Cool Springs Road runs along the base of Fort Mountain in Murray County, through some of the most biodiverse creek habitat in northwest Georgia. Beneath it, tributary streams feeding into Holly Creek squeeze through undersized metal culverts that have been there long enough nobody questions their age. These culverts have caused a complete block of the water highway a few species of fish use, threatening their spawning habitats.

The Trispot Darter is small, inconspicuous, and federally threatened. It spends most of the year in the mainstem of large rivers and creeks, but migrates long distances into smaller headwater tributaries each winter to spawn. A constricted, perched culvert on a county road does not look like a crisis. To a Trispot Darter in January, it is the end of the road.

Limestone Valley RC&D worked with Murray County, the U.S. Fish and Wildlife Service, and The Nature Conservancy to secure a cooperative agreement to replace culverts at two priority sites in the Holly Creek watershed.
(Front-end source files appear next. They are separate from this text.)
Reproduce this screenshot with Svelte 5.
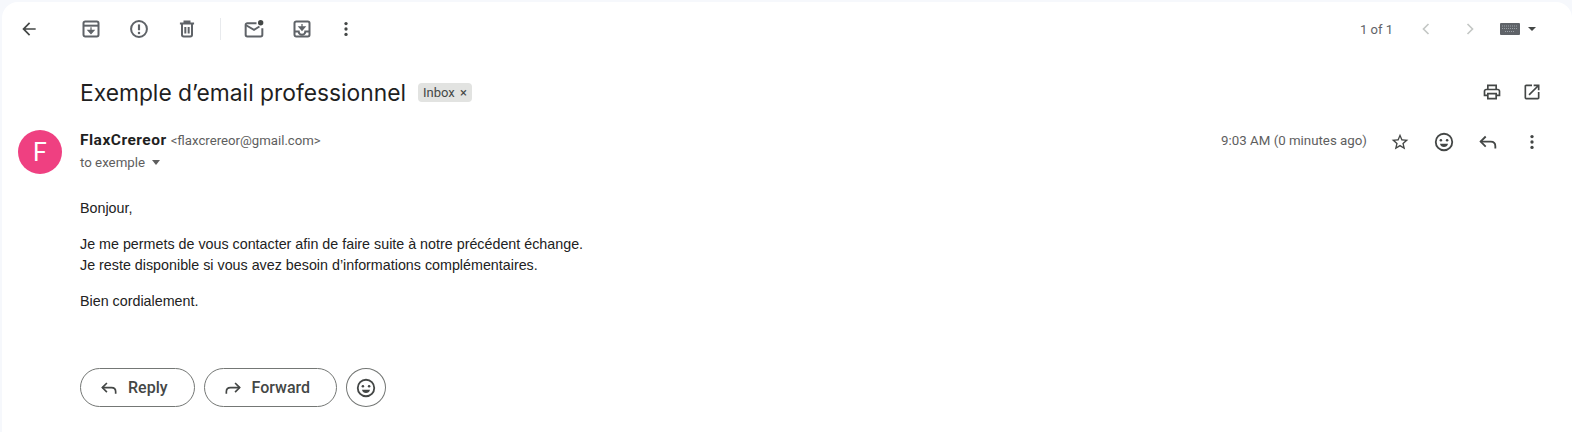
<script>
  let paragraphs = [
    ['Bonjour,'],
    [
      'Je me permets de vous contacter afin de faire suite à notre précédent échange.',
      "Je reste disponible si vous avez besoin d’informations complémentaires."
    ],
    ['Bien cordialement.']
  ];
</script>

{#snippet smile(size)}
  <svg width={size} height={size} viewBox="0 0 24 24" fill="none">
    <circle cx="12" cy="12" r="9" stroke="#444746" stroke-width="2" />
    <circle cx="8.6" cy="10" r="1.4" fill="#444746" />
    <circle cx="15.4" cy="10" r="1.4" fill="#444746" />
    <path d="M7.6 13.8h8.8c-.6 2.3-2.2 3.6-4.4 3.6s-3.800-1.300-4.400-3.600z" fill="#444746" />
  </svg>
{/snippet}

{#snippet reply(size)}
  <svg width={size} height={size} viewBox="0 0 24 24" fill="none" stroke="#444746" stroke-width="2">
    <path d="M9.500 6 4 11.500l5.500 5.500" />
    <path d="M4 11.500h11c3 0 5 2 5 5V19" />
  </svg>
{/snippet}

{#snippet dots()}
  <svg width="20" height="20" viewBox="0 0 24 24" fill="#444746">
    <circle cx="12" cy="5.500" r="2" />
    <circle cx="12" cy="12" r="2" />
    <circle cx="12" cy="18.500" r="2" />
  </svg>
{/snippet}

<div class="page">
  <div class="card">
    <div class="toolbar">
      <div class="tools">
        <button class="icon back" aria-label="Back">
          <svg width="20" height="20" viewBox="0 0 24 24" fill="#444746"><path d="M20 11H7.830l5.590-5.590L12 4l-8 8 8 8 1.410-1.410L7.830 13H20v-2z" /></svg>
        </button>
        <button class="icon" aria-label="Archive">
          <svg width="20" height="20" viewBox="0 0 24 24" fill="none" stroke="#5f6368" stroke-width="2.400">
            <rect x="3" y="3" width="18" height="18" rx="2" />
            <path d="M3 8h18" />
            <path d="M12 10v5M8.500 13.500h7L12 17.500z" fill="#5f6368" stroke-width="1.500" />
          </svg>
        </button>
        <button class="icon" aria-label="Report spam">
          <svg width="20" height="20" viewBox="0 0 24 24" fill="none" stroke="#5f6368" stroke-width="2.400">
            <circle cx="12" cy="12" r="9.500" />
            <path d="M12 6.500v7" stroke-width="2.600" />
            <circle cx="12" cy="16.800" r="1.500" fill="#5f6368" stroke="none" />
          </svg>
        </button>
        <button class="icon" aria-label="Delete">
          <svg width="20" height="20" viewBox="0 0 24 24" fill="none" stroke="#5f6368" stroke-width="2.400">
            <path d="M3.500 5.500h17M9 5.500V3h6v2.500M6 5.500V19a2 2 0 0 0 2 2h8a2 2 0 0 0 2-2V5.500" />
            <path d="M10 9.500v8M14 9.500v8" />
          </svg>
        </button>
        <span class="divider"></span>
        <button class="icon" aria-label="Mark as unread">
          <svg width="20" height="20" viewBox="0 0 24 24" fill="none" stroke="#5f6368" stroke-width="2.400">
            <path d="M15 5H4a2 2 0 0 0-2 2v12a2 2 0 0 0 2 2h16a2 2 0 0 0 2-2v-8" />
            <path d="M2.500 7.500 12 13l6.500-4" />
            <circle cx="20" cy="4.500" r="3.200" fill="#444746" stroke="none" />
          </svg>
        </button>
        <button class="icon" aria-label="Snooze">
          <svg width="20" height="20" viewBox="0 0 24 24" fill="none" stroke="#5f6368" stroke-width="2.400">
            <rect x="3" y="3" width="18" height="18" rx="2" />
            <path d="M3 15h5a4 4 0 0 0 8 0h5" />
            <path d="M12 6v5M8.500 9.500h7L12 13.500z" fill="#5f6368" stroke-width="1.500" />
          </svg>
        </button>
        <button class="icon more" aria-label="More">{@render dots()}</button>
      </div>
      <div class="pager">
        <span class="count">1 of 1</span>
        <svg class="chev" width="20" height="20" viewBox="0 0 24 24" fill="none" stroke="#c4c7c5" stroke-width="2"><path d="M15 6l-6 6 6 6" /></svg>
        <svg class="chev last" width="20" height="20" viewBox="0 0 24 24" fill="none" stroke="#c4c7c5" stroke-width="2"><path d="M9 6l6 6-6 6" /></svg>
        <span class="keyboard">
          <svg width="20" height="12" viewBox="0 0 20 12">
            <rect width="20" height="12" rx="1" fill="#5f6368" />
            <path d="M2 3h16M2 5.500h16M5 8.500h10" stroke="#9aa0a6" stroke-width="1" stroke-dasharray="1 1" />
          </svg>
          <i class="caret"></i>
        </span>
      </div>
    </div>

    <div class="subject">
      <div class="title-wrap">
        <h1>Exemple d’email professionnel</h1>
        <span class="label">Inbox <b>×</b></span>
      </div>
      <div class="subject-actions">
        <button class="icon" aria-label="Print">
          <svg width="20" height="20" viewBox="0 0 24 24" fill="#444746"><path d="M19 8h-1V3H6v5H5c-1.660 0-3 1.340-3 3v6h4v4h12v-4h4v-6c0-1.660-1.340-3-3-3zM8 5h8v3H8V5zm8 12v2H8v-4h8v2zm2-2v-2H6v2H4v-4c0-.550.450-1 1-1h14c.550 0 1 .450 1 1v4h-2z" /></svg>
        </button>
        <button class="icon" aria-label="Open in new window">
          <svg width="20" height="20" viewBox="0 0 24 24" fill="#444746"><path d="M19 19H5V5h7V3H5c-1.110 0-2 .900-2 2v14c0 1.100.890 2 2 2h14c1.100 0 2-.900 2-2v-7h-2v7zM14 3v2h3.590l-9.830 9.830 1.410 1.410L19 6.410V10h2V3h-7z" /></svg>
        </button>
      </div>
    </div>

    <div class="message">
      <div class="avatar">F</div>
      <div class="content">
        <div class="head">
          <div class="from">
            <div class="sender"><span class="name">FlaxCrereor</span> <span class="addr">&lt;flaxcrereor@gmail.com&gt;</span></div>
            <div class="to">to exemple <i class="caret small"></i></div>
          </div>
          <div class="meta">
            <span class="time">9:03 AM (0 minutes ago)</span>
            <button class="icon" aria-label="Star">
              <svg width="20" height="20" viewBox="0 0 24 24" fill="#444746"><path d="M22 9.240l-7.190-.620L12 2 9.190 8.630 2 9.240l5.460 4.730L5.820 21 12 17.270 18.180 21l-1.630-7.030L22 9.240zM12 15.400l-3.760 2.270 1-4.280-3.320-2.880 4.380-.380L12 6.100l1.710 4.040 4.380.380-3.320 2.880 1 4.280L12 15.400z" /></svg>
            </button>
            <button class="icon" aria-label="React">{@render smile(22)}</button>
            <button class="icon" aria-label="Reply">{@render reply(22)}</button>
            <button class="icon" aria-label="More">{@render dots()}</button>
          </div>
        </div>

        <div class="body">
          {#each paragraphs as lines}
            <p>
              {#each lines as line}
                <span>{line}</span>
              {/each}
            </p>
          {/each}
        </div>

        <div class="actions">
          <button class="pill">{@render reply(20)}Reply</button>
          <button class="pill">
            <svg class="flip" width="20" height="20" viewBox="0 0 24 24" fill="none" stroke="#444746" stroke-width="2">
              <path d="M9.500 6 4 11.500l5.500 5.500" />
              <path d="M4 11.500h11c3 0 5 2 5 5V19" />
            </svg>
            Forward
          </button>
          <button class="round" aria-label="React">{@render smile(22)}</button>
        </div>
      </div>
    </div>
  </div>
</div>

<style>
  :global(body) {
    font-family: 'Liberation Sans', Arial, sans-serif;
    background-color: #f6f8fc;
    color: #222;
  }

  * {
    box-sizing: border-box;
  }

  .page {
    height: 432px;
    padding: 2px 0 0 2px;
    overflow: hidden;
  }

  .card {
    height: 430px;
    background-color: #ffffff;
    border-radius: 16px 16px 0 0;
  }

  button {
    font-family: inherit;
    background: none;
    border: none;
    padding: 0;
    cursor: pointer;
  }

  .icon {
    width: 44px;
    height: 44px;
    display: flex;
    align-items: center;
    justify-content: center;
    flex: none;
  }

  /* top bar */
  .toolbar {
    height: 54px;
    display: flex;
    align-items: center;
    justify-content: space-between;
  }

  .tools {
    display: flex;
    align-items: center;
    padding-left: 5px;
    gap: 4px;
  }

  .back {
    margin-right: 14px;
  }

  .more {
    margin-left: -4px;
  }

  .divider {
    width: 1px;
    height: 22px;
    background-color: #e8eaed;
    margin: 0 7px;
  }

  .pager {
    display: flex;
    align-items: center;
    color: #5f6368;
    font-size: 13px;
    font-family: Roboto, sans-serif;
    padding-right: 36px;
  }

  .count {
    margin-right: 23px;
  }

  .chev {
    margin-right: 24px;
  }

  .chev.last {
    margin-right: 18px;
  }

  .keyboard {
    display: flex;
    align-items: center;
    gap: 8px;
    margin-left: 2px;
  }

  .caret {
    width: 0;
    height: 0;
    border-left: 4px solid transparent;
    border-right: 4px solid transparent;
    border-top: 4px solid #444746;
    display: inline-block;
  }

  /* subject */
  .subject {
    height: 44px;
    margin-top: 14px;
    display: flex;
    align-items: center;
    justify-content: space-between;
    padding: 0 20px 0 78px;
  }

  .title-wrap {
    display: flex;
    align-items: center;
    gap: 12px;
  }

  h1 {
    margin: 0;
    font-size: 22.800px;
    font-weight: 400;
    font-family: Inter, sans-serif;
    color: #1f1f1f;
  }

  .label {
    background-color: #e2e3e1;
    color: #444746;
    font-family: Roboto, sans-serif;
    font-size: 13px;
    border-radius: 4px;
    padding: 2px 5px;
    height: 19px;
    line-height: 15px;
    white-space: nowrap;
  }

  .label b {
    font-weight: 400;
    margin-left: 2px;
  }

  .subject-actions {
    display: flex;
  }

  .subject-actions .icon {
    width: 40px;
  }

  /* message */
  .message {
    display: flex;
    margin-top: 10px;
    padding-left: 16px;
  }

  .avatar {
    width: 44px;
    height: 44px;
    border-radius: 50%;
    background-color: #ef4081;
    color: #fff;
    font-family: Roboto, sans-serif;
    font-size: 25px;
    display: flex;
    align-items: center;
    justify-content: center;
    margin-top: 6px;
    flex: none;
  }

  .content {
    flex: 1;
    margin-left: 18px;
  }

  .head {
    display: flex;
    justify-content: space-between;
    height: 50px;
  }

  .from {
    padding-top: 6px;
    font-family: Roboto, sans-serif;
  }

  .name {
    font-size: 15.500px;
    font-weight: 700;
    letter-spacing: .5px;
    color: #1f1f1f;
  }

  .addr {
    font-size: 13.200px;
    color: #5e5e5e;
  }

  .to {
    font-size: 13.300px;
    color: #5e5e5e;
    margin-top: 6px;
    display: flex;
    align-items: center;
    gap: 7px;
  }

  .to .small {
    border-width: 5px 4px 0;
    border-top-color: #5e5e5e;
  }

  .meta {
    display: flex;
    align-items: flex-start;
    padding-right: 18px;
    padding-top: 6px;
    height: 44px;
  }

  .time {
    font-family: Roboto, sans-serif;
    font-size: 13.300px;
    color: #5e5e5e;
    margin-right: 11px;
    line-height: 22px;
  }

  .meta .icon {
    height: 22px;
    margin-top: 1px;
  }

  .body {
    margin-top: 24px;
    font-size: 14.300px;
    color: #222;
    line-height: 21px;
  }

  .body p {
    margin: 0 0 15px;
  }

  .body span {
    display: block;
  }

  .actions {
    display: flex;
    gap: 9px;
    margin-top: 56px;
  }

  .pill {
    height: 39px;
    border: 1px solid #747775;
    border-radius: 20px;
    display: flex;
    align-items: center;
    gap: 9px;
    padding: 0 26px 0 18px;
    font-family: Roboto, sans-serif;
    font-size: 16px;
    font-weight: 500;
    color: #444746;
  }

  .flip {
    transform: scaleX(-1);
  }

  .round {
    width: 40px;
    height: 39px;
    border: 1px solid #747775;
    border-radius: 50%;
    display: flex;
    align-items: center;
    justify-content: center;
  }
</style>
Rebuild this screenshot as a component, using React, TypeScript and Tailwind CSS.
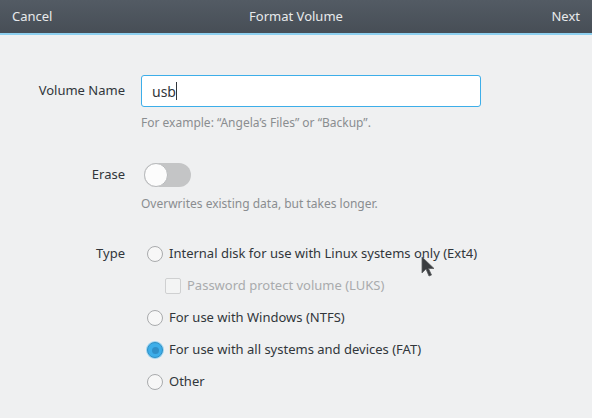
import { useState } from "react";

const font = { fontFamily: '"Noto Sans", "Open Sans", sans-serif' };

function Radio({ checked }: { checked?: boolean }) {
  return checked ? (
    <span className="w-4 h-4 rounded-full border border-[#3191c6] bg-[#3daee9] flex items-center justify-center shadow-[0_0_0_1px_#9fd5f1]">
      <span className="w-[7px] h-[7px] rounded-full bg-[#2f8fc8]" />
    </span>
  ) : (
    <span className="w-4 h-4 rounded-full border border-[#a9abad] bg-[#f7f7f7]" />
  );
}

function Option({ label, checked }: { label: string; checked?: boolean }) {
  return (
    <div className="h-8 flex items-center gap-[6px]">
      <Radio checked={checked} />
      <span className="text-[13px] text-[#31363b]">{label}</span>
    </div>
  );
}

export default function App() {
  const [name] = useState("usb");
  return (
    <div className="w-[592px] h-[418px] bg-[#eff0f1] relative overflow-hidden" style={font}>
      {/* Header */}
      <div className="h-[35px] bg-gradient-to-b from-[#535b64] to-[#474e56] border-b-2 border-[#8dd0f0] flex items-center justify-between px-3 text-[13px] text-[#e8eaec] relative">
        <span>Cancel</span>
        <span className="absolute left-1/2 -translate-x-1/2">Format Volume</span>
        <span>Next</span>
      </div>

      <div className="pt-10 grid grid-cols-[125px_1fr] gap-x-4 items-start">
        {/* Volume Name */}
        <div className="h-8 flex items-center justify-end text-[13px] text-[#31363b]">Volume Name</div>
        <div>
          <div className="w-[340px] h-8 bg-white border border-[#3daee9] rounded-[3px] flex items-center px-[10px] text-[14px] text-[#31363b]">
            {name}
            <span className="w-px h-[18px] bg-[#31363b]" />
          </div>
          <p className="mt-[7px] text-[12px] text-[#8a8d90]">For example: “Angela’s Files” or “Backup”.</p>
        </div>

        {/* Erase */}
        <div className="mt-[31px] h-6 flex items-center justify-end text-[13px] text-[#31363b]">Erase</div>
        <div className="mt-[31px]">
          <div className="w-[47px] h-6 ml-[3px] rounded-full bg-[#c4c5c6] relative">
            <span className="absolute left-0 top-0 w-6 h-6 rounded-full bg-[#fcfcfc] border border-[#b8babc]" />
          </div>
          <p className="mt-[8px] text-[12px] text-[#8a8d90]">Overwrites existing data, but takes longer.</p>
        </div>

        {/* Type */}
        <div className="mt-[25px] h-8 flex items-center justify-end text-[13px] text-[#31363b]">Type</div>
        <div className="mt-[25px] pl-[6px]">
          <Option label="Internal disk for use with Linux systems only (Ext4)" />
          <div className="h-8 flex items-center gap-[6px] pl-[18px]">
            <span className="w-4 h-4 rounded-[2px] border border-[#cfd0d1] bg-[#f3f4f4]" />
            <span className="text-[13px] text-[#a9abad]">Password protect volume (LUKS)</span>
          </div>
          <Option label="For use with Windows (NTFS)" />
          <Option label="For use with all systems and devices (FAT)" checked />
          <Option label="Other" />
        </div>
      </div>

      {/* mouse pointer */}
      <svg className="absolute left-[421px] top-[256px]" width="14" height="22" viewBox="0 0 14 22">
        <path d="M1 1 L1 17 L5 13 L8 20 L10.5 19 L7.5 12.5 L13 12.5 Z" fill="#3a3d40" stroke="#5a5d60" strokeWidth="0.8" />
      </svg>
    </div>
  );
}
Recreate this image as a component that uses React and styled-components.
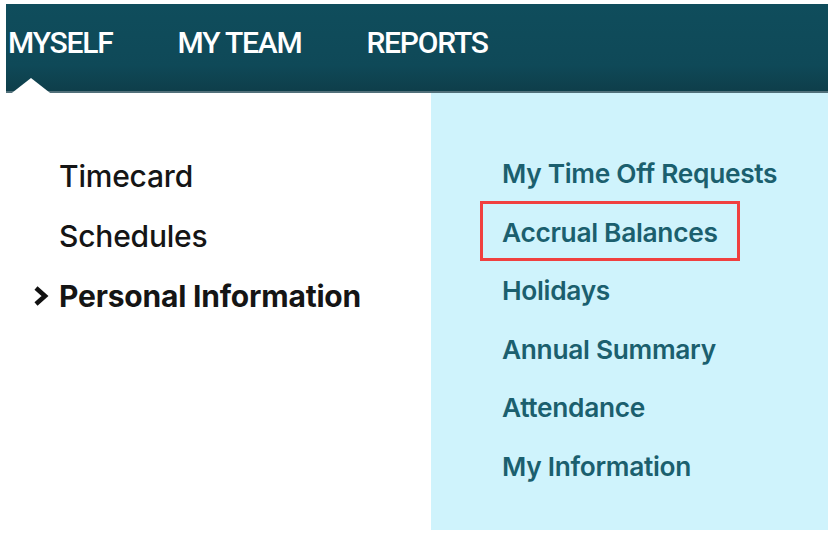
import React from 'react';
import styled, { createGlobalStyle } from 'styled-components';

const GlobalStyle = createGlobalStyle`
    html, body {
        margin: 0;
        padding: 0;
        background: #ffffff;
    }
    body {
        font-family: Inter, "Open Sans", Arial, sans-serif;
        width: 830px;
        height: 534px;
        overflow: hidden;
    }
`;

const Page = styled.div`
    display: flex;
    flex-direction: column;
    height: 534px;
    padding: 4px 2px 0 6px;
    box-sizing: border-box;
`;

const Header = styled.nav`
    position: relative;
    display: flex;
    align-items: flex-start;
    gap: 65px;
    height: 89px;
    padding: 22px 0 0 2px;
    box-sizing: border-box;
    background: linear-gradient(180deg, #0f4d5c 0%, #0f4958 70%, #0e3e4a 100%);
    border-bottom: 2px solid #51707a;
`;

const Tab = styled.span`
    font-family: Roboto, Arial, sans-serif;
    font-size: 30px;
    font-weight: 500;
    letter-spacing: -1.2px;
    color: #ffffff;
    line-height: 34px;
    position: relative;

    ${({ $active }) => $active && `
        &::after {
            content: '';
            position: absolute;
            left: 0;
            top: 52px;
            width: 0;
            height: 0;
            border-left: 23px solid transparent;
            border-right: 23px solid transparent;
            border-bottom: 18px solid #ffffff;
        }
    `}
`;

const Body = styled.div`
    display: flex;
    flex: 1;
`;

const LeftMenu = styled.ul`
    list-style: none;
    margin: 0;
    padding: 66px 0 0 0;
    width: 425px;
    display: flex;
    flex-direction: column;
    gap: 25px;
`;

const LeftItem = styled.li`
    position: relative;
    padding-left: 53px;
    font-size: 30px;
    line-height: 35px;
    color: #151515;
    letter-spacing: -0.2px;
    font-weight: ${({ $current }) => ($current ? 700 : 500)};
`;

const Chevron = styled.svg`
    position: absolute;
    left: 25px;
    top: 6px;
`;

const SubPanel = styled.ul`
    list-style: none;
    margin: 0 0 4px 0;
    padding: 63px 0 0 71px;
    flex: 1;
    background: #cff3fc;
    display: flex;
    flex-direction: column;
    gap: 23.5px;
`;

const SubItem = styled.li`
    position: relative;
    font-size: 26.3px;
    font-weight: 600;
    line-height: 35px;
    color: #1b5f6e;
    letter-spacing: -0.3px;

    ${({ $highlight }) => $highlight && `
        &::before {
            content: '';
            position: absolute;
            left: -22px;
            top: -14px;
            width: 254px;
            height: 54px;
            border: 3px solid #f0403f;
        }
    `}
`;

const tabs = ['MYSELF', 'MY TEAM', 'REPORTS'];
const leftItems = ['Timecard', 'Schedules', 'Personal Information'];
const subItems = [
    'My Time Off Requests',
    'Accrual Balances',
    'Holidays',
    'Annual Summary',
    'Attendance',
    'My Information',
];

const App = () => {
    return (
        <Page>
            <GlobalStyle />
            <Header>
                {tabs.map((t, i) => (
                    <Tab key={t} $active={i === 0}>{t}</Tab>
                ))}
            </Header>
            <Body>
                <LeftMenu>
                    {leftItems.map((item, i) => {
                        const current = i === leftItems.length - 1;
                        return (
                            <LeftItem key={item} $current={current}>
                                {current && (
                                    <Chevron width="18" height="22" viewBox="0 0 18 22">
                                        <path d="M5 3 L14 11 L5 19" fill="none" stroke="#111" strokeWidth="4.6" />
                                    </Chevron>
                                )}
                                {item}
                            </LeftItem>
                        );
                    })}
                </LeftMenu>
                <SubPanel>
                    {subItems.map((item) => (
                        <SubItem key={item} $highlight={item === 'Accrual Balances'}>{item}</SubItem>
                    ))}
                </SubPanel>
            </Body>
        </Page>
    );
};

export default App;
The existing metal pipes will be replaced with bottomless concrete structures designed to accommodate the natural variation of stream flow and allow aquatic organisms to move freely. Murray County is contributing trucking and paving. Estimated total project value is $1.4 million for both sites.

The project is expected to open approximately 2 miles of spawning habitat, directly benefiting the Trispot Darter and Blue Shiner. Engineering and permitting are underway. Construction is expected before the end of 2026.

This is one piece of a larger effort. Limestone Valley is currently working to fix culvert barriers across the Upper Coosa Watershed in both Murray and Whitfield counties, including sites on Quarles Road, Creek Road, and Underwood Road. Taken together, the projects are expected to reconnect more than 10 miles of spawning habitat for some of the rarest freshwater fish in North America.